Under our current ATC system, Congress has the authority to review changes to airport or airspace access, and our elected representatives act as a voice for GA. Removing congressional oversight and handing it over to a private board leaves GA open to devastating access restrictions
A balanced board of directors with aviation stakeholders each holding 1 designated spot including 1 for general aviation and 1 for business aviation, the government has 2 appointees, and 2 seats that will be determined by the board by a supermajority vote meaning they will need to be consensus nominees to be seated.
- Aviation stakeholders do not have the ability to directly appoint representatives
- They submit a list of possible appointees and the DOT Secretary will choose the director from each stakeholder’s list.
The board would include four seats for the scheduled airlines and their employees. However, by aligning forces with the hub airports, the air traffic controllers union and the at large board members, the airlines could dominate the board.

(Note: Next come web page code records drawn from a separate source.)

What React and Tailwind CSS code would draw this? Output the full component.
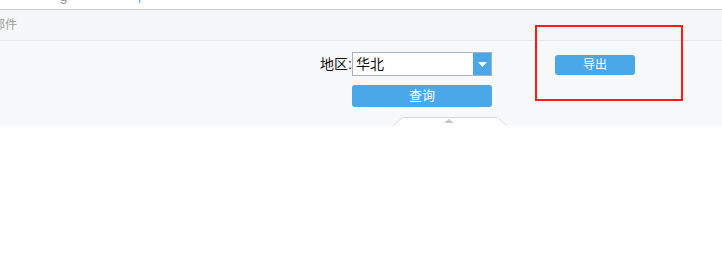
import React from "react";

const FONT = { fontFamily: '"Liberation Sans", "Noto Sans CJK SC", sans-serif' };

function CollapseTab() {
  return (
    <svg width="116" height="9" viewBox="0 0 116 9" className="block">
      <path d="M0.5 9 L10.5 0.5 L105.5 0.5 L115.5 9" fill="#ffffff" stroke="#d9d9d9" />
      <path d="M52 6 L57 2 L62 6 Z" fill="#c8c8c8" />
    </svg>
  );
}

export default function App() {
  return (
    <div className="w-[722px] h-[272px] bg-white relative overflow-hidden text-[14px]" style={FONT}>
      {/* cut-off line above */}
      <div className="h-[9px] overflow-hidden relative border-b border-[#cacaca] box-content">
        <div className="absolute left-[60px] top-[-13px] text-[13px] text-[#888]">g</div>
        <div className="absolute left-[138px] top-[-14px] text-[13px] text-[#4aa8e8]">p</div>
      </div>

      {/* title band */}
      <div className="h-[31px] bg-[#f5f6f8] border-b border-[#e6e7ea] flex items-center">
        <span className="ml-[-7px] text-[12px] text-[#a0a0a0]">邮件</span>
      </div>

      {/* search panel */}
      <div className="h-[85px] bg-[#f7f8fa] flex flex-col">
        <div className="flex pl-[320px] pt-[11px]">
          <div className="flex flex-col w-[172px]">
            <div className="flex items-center h-[24px]">
              <span className="w-[32px] text-[#111]">地区:</span>
              <div className="flex w-[140px] h-[24px] border border-[#aab1c2] bg-white">
                <span className="flex-1 flex items-center pl-[3px] text-[14px] text-[#111]">华北</span>
                <div className="w-[18px] bg-[#4aa8e8] flex items-center justify-center">
                  <svg width="9" height="5" viewBox="0 0 9 5"><path d="M0 0 H9 L4.5 5 Z" fill="#fff" /></svg>
                </div>
              </div>
            </div>
            <button className="ml-[32px] mt-[9px] w-[140px] h-[22px] rounded-[3px] bg-[#4aa8e8] text-white text-[13px] leading-[22px]">
              查询
            </button>
          </div>
          <button className="ml-[63px] mt-[3px] w-[80px] h-[20px] rounded-[3px] bg-[#4aa8e8] text-white text-[12px] leading-[20px]">
            导出
          </button>
        </div>
        <div className="mt-auto pl-[392px]">
          <CollapseTab />
        </div>
      </div>

      {/* annotation box */}
      <div className="absolute left-[535px] top-[25px] w-[148px] h-[76px] border-2 border-[#ff1a1a]" />
    </div>
  );
}
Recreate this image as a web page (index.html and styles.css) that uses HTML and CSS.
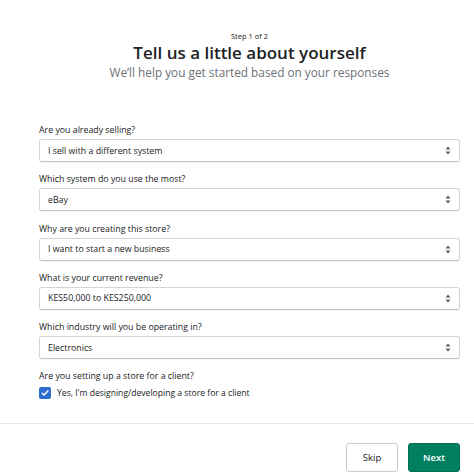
FILE: index.html
```html
<!DOCTYPE html>
<html>
<head>
<meta charset="utf-8">
<link rel="stylesheet" href="styles.css">
</head>
<body>
<div class="page">
  <header class="head">
    <div class="step">Step 1 of 2</div>
    <h1 class="title">Tell us a little about yourself</h1>
    <p class="sub">We’ll help you get started based on your responses</p>
  </header>
  <form class="form">
    <div class="field">
      <div class="label">Are you already selling?</div>
      <div class="select"><span>I sell with a different system</span><svg class="arrows" width="6" height="9" viewBox="0 0 6 9"><path d="M3 0.5 L5.5 3.5 H0.5 Z M3 8.5 L5.5 5.5 H0.5 Z" fill="#5c5f62"/></svg></div>
    </div>
    <div class="field">
      <div class="label">Which system do you use the most?</div>
      <div class="select"><span>eBay</span><svg class="arrows" width="6" height="9" viewBox="0 0 6 9"><path d="M3 0.5 L5.5 3.5 H0.5 Z M3 8.5 L5.5 5.5 H0.5 Z" fill="#5c5f62"/></svg></div>
    </div>
    <div class="field">
      <div class="label">Why are you creating this store?</div>
      <div class="select"><span>I want to start a new business</span><svg class="arrows" width="6" height="9" viewBox="0 0 6 9"><path d="M3 0.5 L5.5 3.5 H0.5 Z M3 8.5 L5.5 5.5 H0.5 Z" fill="#5c5f62"/></svg></div>
    </div>
    <div class="field">
      <div class="label">What is your current revenue?</div>
      <div class="select"><span>KES50,000 to KES250,000</span><svg class="arrows" width="6" height="9" viewBox="0 0 6 9"><path d="M3 0.5 L5.5 3.5 H0.5 Z M3 8.5 L5.5 5.5 H0.5 Z" fill="#5c5f62"/></svg></div>
    </div>
    <div class="field">
      <div class="label">Which industry will you be operating in?</div>
      <div class="select"><span>Electronics</span><svg class="arrows" width="6" height="9" viewBox="0 0 6 9"><path d="M3 0.5 L5.5 3.5 H0.5 Z M3 8.5 L5.5 5.5 H0.5 Z" fill="#5c5f62"/></svg></div>
    </div>
    <div class="field">
      <div class="label">Are you setting up a store for a client?</div>
      <div class="check-row">
        <span class="checkbox"><svg width="12" height="12" viewBox="0 0 12 12"><path d="M3.2 6.2 L5.1 8 L8.9 4" fill="none" stroke="#fff" stroke-width="1.5" stroke-linecap="round" stroke-linejoin="round"/></svg></span>
        <span class="check-text">Yes, I'm designing/developing a store for a client</span>
      </div>
    </div>
  </form>
  <footer class="foot">
    <button type="button" class="btn skip">Skip</button>
    <button type="button" class="btn next">Next</button>
  </footer>
</div>
</body>
</html>
```
FILE: styles.css
```css
* { box-sizing: border-box; }
html, body { margin: 0; padding: 0; background: #fff; }
body {
  font-family: "Open Sans", "Noto Sans", sans-serif;
  color: #202223;
}
.page { width: 474px; }
.head {
  padding-top: 31px;
  width: 421px;
  margin-left: 39px;
  text-align: center;
}
.step {
  font-size: 7.5px;
  line-height: 10px;
  color: #202223;
}
.title {
  margin: 0;
  font-size: 17px;
  line-height: 23px;
  font-weight: 600;
  color: #202223;
}
.sub {
  margin: 0;
  font-size: 11.8px;
  line-height: 16px;
  color: #6d7175;
}
.form {
  margin: 43px 0 0 39px;
  width: 421px;
  display: flex;
  flex-direction: column;
  gap: 10.3px;
}
.field { display: flex; flex-direction: column; gap: 2px; }
.label {
  font-size: 8.8px;
  line-height: 14px;
  color: #202223;
}
.select {
  height: 23px;
  border: 1px solid #d2d5d8;
  border-bottom-color: #c0c4c8;
  border-radius: 3px;
  display: flex;
  align-items: center;
  justify-content: space-between;
  padding: 0 8px 0 8px;
  font-size: 8.8px;
  color: #202223;
  box-shadow: 0 1px 0 rgba(0,0,0,0.03);
}
.arrows { display: block; }
.check-row {
  display: flex;
  align-items: center;
  gap: 6px;
  height: 14px;
  margin-top: 1px;
}
.checkbox {
  width: 12px;
  height: 12px;
  border-radius: 2px;
  background: #2c6ecb;
  display: flex;
}
.check-text { font-size: 8.6px; color: #202223; }
.foot {
  margin-top: 23px;
  border-top: 1px solid #e4e5e7;
  padding: 19px 14px 0 0;
  display: flex;
  justify-content: flex-end;
  gap: 10px;
}
.btn {
  width: 52px;
  height: 29px;
  border-radius: 3px;
  font-family: "Open Sans", "Noto Sans", sans-serif;
  font-size: 9.5px;
  padding: 0;
  cursor: pointer;
}
.skip {
  background: #fff;
  border: 1px solid #c9cccf;
  color: #202223;
}
.next {
  background: #008060;
  border: 1px solid #006e52;
  color: #fff;
  font-weight: 600;
}
```
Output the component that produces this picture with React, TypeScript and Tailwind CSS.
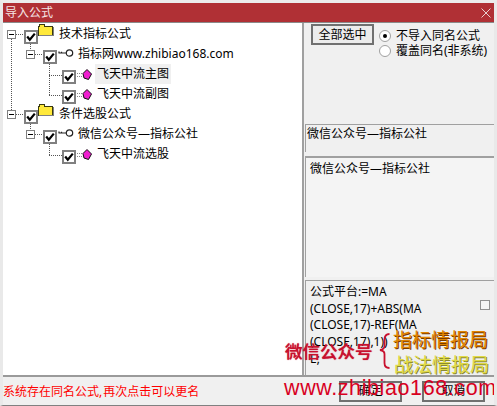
import React from "react";

const font = { fontFamily: '"Noto Sans", "Noto Sans CJK SC", sans-serif' };

function Check() {
  return (
    <span className="flex h-[14px] w-[14px] shrink-0 items-center justify-center border-2 border-[#808080] bg-white">
      <svg width="10" height="10" viewBox="0 0 10 10">
        <path d="M1.2 4.5 L3.8 7.8 L8.8 1.6" fill="none" stroke="#000" strokeWidth="2.2" />
      </svg>
    </span>
  );
}

function Expander() {
  return (
    <span className="flex h-[9px] w-[9px] shrink-0 items-center justify-center border border-[#808080] bg-white">
      <span className="h-px w-[5px] bg-black" />
    </span>
  );
}

function Folder() {
  return (
    <svg width="16" height="14" viewBox="0 0 16 14" className="shrink-0" shapeRendering="crispEdges">
      <path d="M0.5 3.5 H1.5 V1.5 H6.5 V3.5 H14.5 V12.5 H0.5 Z" fill="#ffe93b" stroke="#3a3a10" />
      <rect x="1" y="12" width="14" height="1" fill="#808080" />
      <rect x="15" y="4" width="1" height="9" fill="#808080" />
    </svg>
  );
}

function Key() {
  return (
    <svg width="16" height="10" viewBox="0 0 16 10" className="shrink-0">
      <circle cx="11.5" cy="5" r="3.2" fill="#fff" stroke="#222" strokeWidth="1.2" />
      <path d="M8 5 H0.5 M1 5 V3.5 M3.5 5 V3.8" stroke="#222" strokeWidth="1.2" fill="none" />
    </svg>
  );
}

function Gem() {
  return (
    <svg width="15" height="12" viewBox="0 0 15 12" className="shrink-0">
      <path d="M0 4.5 H6 M0 7.5 H6" stroke="#888" strokeWidth="1" strokeDasharray="1 1" />
      <path d="M10 0.5 L14.5 5 L11.5 10.5 L7 9 L6 4.5 Z" fill="#f01fd0" stroke="#111" strokeWidth="1" />
    </svg>
  );
}

function Row({ level, kind, label, selected }: { level: number; kind: "folder" | "key" | "gem"; label: string; selected?: boolean }) {
  const pad = level === 0 ? "pl-[4px]" : level === 1 ? "pl-[23px]" : "pl-[59px]";
  return (
    <div className={`flex h-[20px] items-center ${pad}`}>
      {level < 2 && <Expander />}
      {level < 2 && <span className="w-[8px] shrink-0" />}
      <span className="mt-[6px]">
        <Check />
      </span>
      {kind === "folder" && (
        <span className="-mt-[8px]">
          <Folder />
        </span>
      )}
      {kind === "key" && (
        <span className="ml-[1px] -mt-[3px]">
          <Key />
        </span>
      )}
      {kind === "gem" && (
        <span className="ml-[1px] mt-[1px]">
          <Gem />
        </span>
      )}
      <span
        className={`flex h-[20px] items-center whitespace-nowrap px-[2px] text-[12px] text-black ${selected ? "bg-[#f0f0f0]" : ""} ${kind === "gem" ? "ml-[3px]" : kind === "key" ? "ml-[2px]" : "ml-[3px]"}`}
      >
        {label}
      </span>
    </div>
  );
}

function WinButton({ children }: { children: React.ReactNode }) {
  return (
    <button className="flex h-[21px] w-[63px] items-center justify-center border-2 border-[#707070] bg-[#ececec] text-[12px] text-black">
      {children}
    </button>
  );
}

function Radio({ on, label }: { on?: boolean; label: string }) {
  return (
    <div className="flex h-[15px] items-center gap-[5px]">
      <span className="flex h-[12px] w-[12px] items-center justify-center rounded-full border border-[#a0a0a0] bg-white">
        {on && <span className="h-[4px] w-[4px] rounded-full bg-black" />}
      </span>
      <span className="whitespace-nowrap text-[12px] leading-none text-black">{label}</span>
    </div>
  );
}

function TreeLines() {
  return (
    <svg width="80" height="150" className="absolute left-0 top-0" shapeRendering="crispEdges">
      <g stroke="#555" strokeDasharray="1 1" fill="none">
        <path d="M8 16 V88" />
        <path d="M13 11 H21" />
        <path d="M27 21 V27" />
        <path d="M32 31 H40" />
        <path d="M46 41 V72 M46 52 H59 M46 72 H59" />
        <path d="M13 91 H21" />
        <path d="M27 101 V107" />
        <path d="M32 111 H40" />
        <path d="M46 121 V132 M46 132 H59" />
      </g>
    </svg>
  );
}

function Brace() {
  return (
    <svg width="12" height="36" viewBox="0 0 12 36" className="absolute left-[376px] top-[330px]">
      <path
        d="M10.5 1 C6.5 1 5.5 3 5.5 7 V13 C5.5 15.5 4 16.5 1 17 C4 17.5 5.5 18.5 5.5 21 V30 C5.5 33.5 7 35 10.5 35"
        fill="none"
        stroke="#c8102e"
        strokeWidth="1.8"
      />
    </svg>
  );
}

export default function App() {
  return (
    <div
      className="relative flex h-[406px] w-[497px] flex-col overflow-hidden border-x-[3px] border-t-[3px] border-b border-x-[#e9e9e9] border-t-[#ececec] border-b-[#808080] bg-[#f0f0f0]"
      style={font}
    >
      <div className="flex h-[20px] shrink-0 items-center justify-between border-b border-b-[#8a8a8a] bg-[#b03035] pl-[2px] pr-[3px]">
        <span className="text-[12px] leading-none text-[#f5e6e6]">导入公式</span>
        <svg width="10" height="10" viewBox="0 0 10 10">
          <path d="M0.5 0.5 L9.5 9.5 M9.5 0.5 L0.5 9.5" stroke="#e8d0d0" strokeWidth="1" />
        </svg>
      </div>

      <div className="flex h-[354px] shrink-0 border-b-2 border-b-[#9a9a9a]">
        <div className="relative w-[301px] shrink-0 border-r-2 border-r-[#a0a0a0] bg-white pt-[1px]">
          <TreeLines />
          <div className="relative">
            <Row level={0} kind="folder" label="技术指标公式" />
            <Row level={1} kind="key" label="指标网www.zhibiao168.com" />
            <Row level={2} kind="gem" label="飞天中流主图" selected />
            <Row level={2} kind="gem" label="飞天中流副图" />
            <Row level={0} kind="folder" label="条件选股公式" />
            <Row level={1} kind="key" label="微信公众号—指标公社" />
            <Row level={2} kind="gem" label="飞天中流选股" />
          </div>
        </div>

        <div className="flex min-w-0 flex-1 flex-col pl-[1px]">
          <div className="flex h-[101px] shrink-0 items-start gap-[5px] pl-[6px] pt-[1px]">
            <WinButton>全部选中</WinButton>
            <div className="flex flex-col pt-[4px]">
              <Radio on label="不导入同名公式" />
              <Radio label="覆盖同名(非系统)" />
            </div>
          </div>
          <div className="h-[28px] shrink-0 border-l border-t border-[#a0a0a0] pl-[1px] pt-[1px] text-[12px] leading-[16px] text-black">
            微信公众号—指标公社
          </div>
          <div className="mt-[4px] h-[121px] shrink-0 border-l border-t-2 border-[#a0a0a0] bg-[#f4f4f4] pl-[4px] pt-[3px] text-[12px] leading-[16px] text-black">
            微信公众号—指标公社
          </div>
          <div className="relative mt-[3px] flex-1 border-l border-t border-[#a0a0a0] bg-[#f0f0f0] pl-[4px] pt-[3px] text-[12px] leading-[16.7px] text-black">
            <div className="w-[160px]">
              公式平台:=MA
              <br />
              (CLOSE,17)+ABS(MA
              <br />
              (CLOSE,17)-REF(MA
              <br />
              (CLOSE,17),1))
              <br />
              E;
            </div>
            <span className="absolute right-[4px] top-[19px] h-[10px] w-[10px] border border-[#909090] bg-[#f4f4f4]" />
          </div>
        </div>
      </div>

      <div className="flex flex-1 items-center justify-between pr-[9px]">
        <span className="mt-[1px] whitespace-nowrap text-[12px] leading-none text-[#ff0000] [word-spacing:-2px]">系统存在同名公式, 再次点击可以更名</span>
        <div className="flex gap-[20px]">
          <WinButton>确定</WinButton>
          <WinButton>取消</WinButton>
        </div>
      </div>

      {/* Watermark laid over the dialog */}
      <div className="absolute left-[282px] top-[340px] whitespace-nowrap text-[17.5px] font-medium leading-none text-[#c8102e] [text-shadow:0_0_1px_#c8102e]">微信公众号</div>
      <Brace />
      <div className="absolute left-[390px] top-[328px] whitespace-nowrap text-[19px] leading-none text-[#e08400] [text-shadow:1px_1px_0_#7a3b00]">指标情报局</div>
      <div className="absolute left-[391px] top-[353px] whitespace-nowrap text-[19px] leading-none text-[#e0da48] [text-shadow:1px_1px_0_#8a8a30]">战法情报局</div>
      <div className="absolute left-[281px] top-[375px] whitespace-nowrap text-[21.5px] leading-none tracking-[0.6px] text-[#d8001f]" style={{ fontFamily: '"Liberation Sans", sans-serif' }}>www.zhibiao168.com</div>
    </div>
  );
}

According to HR 2997, once the ATC system is transferred to the private board, a “supermajority” would no longer be required to select the at-large members. The supermajority is only required for appointment of at-large members before transfer of the ATC system occurs.
Potential Board Control: The 13-member board is dominated by airline related interests.
There is a prohibition on charging user fees to any segment of general aviation.
Although GA is exempt from user fees and will continue paying the fuel tax, none of the fuel tax revenue will go towards ATC operations. Congress could easily modify the legislation later to subject GA to user fees set and controlled by the private board.